Problematically, of course, the People’s Protection Units (YPG) are affiliated with the Kurdistan Workers’ Party (PKK), which Turkey and the United States consider a terrorist organization. The U.S.-YPG cooperation in Syria has thus produced a thorny conundrum vis-à-vis America’s NATO ally Turkey. But both Washington and Ankara are to blame for failing to devise a sustainable, viable strategy that made the YPG a more acceptable actor, by way of empowering its rivals and making U.S. support for the group conditional on its willingness to share power with other actors that Turkey has found to be more acceptable.

The United States has underperformed in developing and harnessing its partnerships with non-state actors in the Middle East, including Kurdish and Arab groups in Syria and Iraq. Unlike its rivals in the region, Washington does not sufficiently value the long-term importance of these groups in its attempts to influence the political landscape. Moving forward, the United States may find less than willing partners—including beyond the Levant, in places like Libya and Afghanistan.
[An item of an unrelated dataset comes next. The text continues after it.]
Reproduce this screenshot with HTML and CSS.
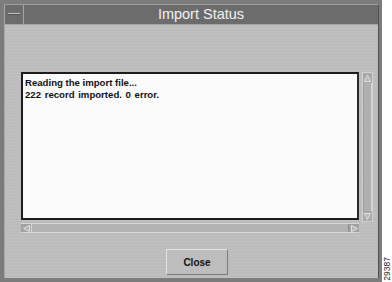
FILE: index.html
```html
<!DOCTYPE html>
<html>
<head>
<meta charset="utf-8">
<title>Import Status</title>
<link rel="stylesheet" href="styles.css">
</head>
<body>
<div class="window">
  <div class="inner">
    <div class="titlebar">
      <div class="menu-btn"><span class="dash"></span></div>
      <div class="title">Import Status</div>
    </div>
    <div class="content">
      <div class="scroll-grid">
        <div class="textarea">
          <div class="line">Reading the import file...</div>
          <div class="line">222 record imported. 0 error.</div>
        </div>
        <div class="vscroll">
          <div class="arrow">
            <svg width="9" height="9" viewBox="0 0 9 9"><path d="M4.5 1.5 L7.5 7.5 L1.5 7.5 Z" fill="#b4b4b4" stroke="#e2e2e2" stroke-width="1"/></svg>
          </div>
          <div class="vtrough"></div>
          <div class="arrow">
            <svg width="9" height="9" viewBox="0 0 9 9"><path d="M4.5 7.5 L7.5 1.5 L1.5 1.5 Z" fill="#b4b4b4" stroke="#e2e2e2" stroke-width="1"/></svg>
          </div>
        </div>
        <div class="hscroll">
          <div class="arrow h">
            <svg width="9" height="9" viewBox="0 0 9 9"><path d="M1.5 4.5 L7.5 1.5 L7.5 7.5 Z" fill="#b4b4b4" stroke="#e2e2e2" stroke-width="1"/></svg>
          </div>
          <div class="htrough"></div>
          <div class="arrow h">
            <svg width="9" height="9" viewBox="0 0 9 9"><path d="M7.5 4.5 L1.5 1.5 L1.5 7.5 Z" fill="#b4b4b4" stroke="#e2e2e2" stroke-width="1"/></svg>
          </div>
        </div>
      </div>
      <div class="actions">
        <button class="btn" type="button">Close</button>
      </div>
    </div>
  </div>
</div>
<div class="figno">29387</div>
</body>
</html>
```
FILE: styles.css
```css
html, body {
  margin: 0;
  padding: 0;
  background: #ffffff;
}
body {
  position: relative;
  width: 392px;
  height: 282px;
  overflow: hidden;
  font-family: "Liberation Sans", Arial, sans-serif;
}
.window {
  box-sizing: border-box;
  width: 382px;
  height: 282px;
  background: #7c7c7c;
  padding: 4px 3px 4px 4px;
  display: flex;
}
.inner {
  flex: 1;
  display: flex;
  flex-direction: column;
  border-left: 1px solid #a8a8a8;
  border-top: 1px solid #a0a0a0;
  border-right: 1px solid #4e4e4e;
}
.titlebar {
  height: 19px;
  display: flex;
  background: #6c6c6c;
  border-bottom: 1px solid #a4a4a4;
}
.menu-btn {
  width: 18px;
  border-right: 1px solid #a4a4a4;
  display: flex;
  align-items: center;
  justify-content: center;
}
.dash {
  display: block;
  width: 12px;
  height: 1px;
  background: #c4c4c4;
  box-shadow: 0 1px 0 #505050;
  margin-top: -2px;
}
.title {
  flex: 1;
  text-align: center;
  color: #f2f2f2;
  font-size: 14.5px;
  line-height: 19px;
}
.content {
  flex: 1;
  background: #bcbcbc;
  background-image: repeating-linear-gradient(180deg, rgba(255,255,255,0.06) 0 1px, rgba(0,0,0,0) 1px 3px);
  padding: 47px 0 0 16px;
}
.scroll-grid {
  display: grid;
  grid-template-columns: 338px 11px;
  grid-template-rows: 150px 10px;
  column-gap: 3px;
  row-gap: 1px;
}
.textarea {
  box-sizing: border-box;
  height: 148px;
  background: #fbfbfb;
  border: 2px solid #1c1c1c;
  border-right-color: #2a2a2a;
  padding: 3px 0 0 2px;
  font-size: 9.6px;
  font-weight: bold;
  color: #111;
  line-height: 11.5px;
}
.line:last-child {
  word-spacing: 1px;
}
.vscroll {
  display: flex;
  flex-direction: column;
  border: 1px solid #d2d2d2;
  background: #b2b2b2;
}
.arrow {
  height: 10px;
  display: flex;
  align-items: center;
  justify-content: center;
  background: #a9a9a9;
}
.arrow svg {
  display: block;
}
.vtrough {
  flex: 1;
  border-left: 1px solid #9a9a9a;
  border-right: 1px solid #d6d6d6;
  background: #b0b0b0;
}
.hscroll {
  display: flex;
  border-top: 1px solid #d6d6d6;
  border-bottom: 1px solid #d6d6d6;
  background: #b0b0b0;
  height: 10px;
  box-sizing: border-box;
}
.arrow.h {
  width: 10px;
  height: auto;
  background: #a2a2a2;
}
.htrough {
  flex: 1;
  border-left: 1px solid #d8d8d8;
  border-right: 1px solid #8e8e8e;
  background: #b3b3b3;
}
.actions {
  margin-top: 16px;
  padding-left: 145px;
}
.btn {
  box-sizing: border-box;
  width: 62px;
  height: 26px;
  margin: 0;
  padding: 0;
  background: #bdbdbd;
  border: 1px solid;
  border-color: #e4e4e4 #7c7c7c #7c7c7c #e4e4e4;
  font-family: "Liberation Sans", Arial, sans-serif;
  font-size: 10px;
  font-weight: bold;
  color: #111;
}
.figno {
  position: absolute;
  left: 383px;
  top: 257px;
  writing-mode: vertical-rl;
  transform: rotate(180deg);
  font-size: 8.5px;
  line-height: 9px;
  color: #222;
}
```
Moving forward, the YPG will most likely enter into negotiations with the Syrian regime to forestall a full-scale Turkish incursion and maintain some degree of autonomy. One way or another, the YPG will continue to be a fixture in Syria’s political and governing structures. U.S. influence, meanwhile, will be diminished or non-existent.

Where this leaves us

In short, the U.S. withdrawal from Syria means that: ISIS may re-group and re-emerge, Iran will gain an even stronger foothold in the country, and Kurdish allies will likely be forced to strike a deal with the Assad regime. That leaves the Assad regime and its predominant on-the-ground partner, Iran, as the likely winners to emerge from this debacle.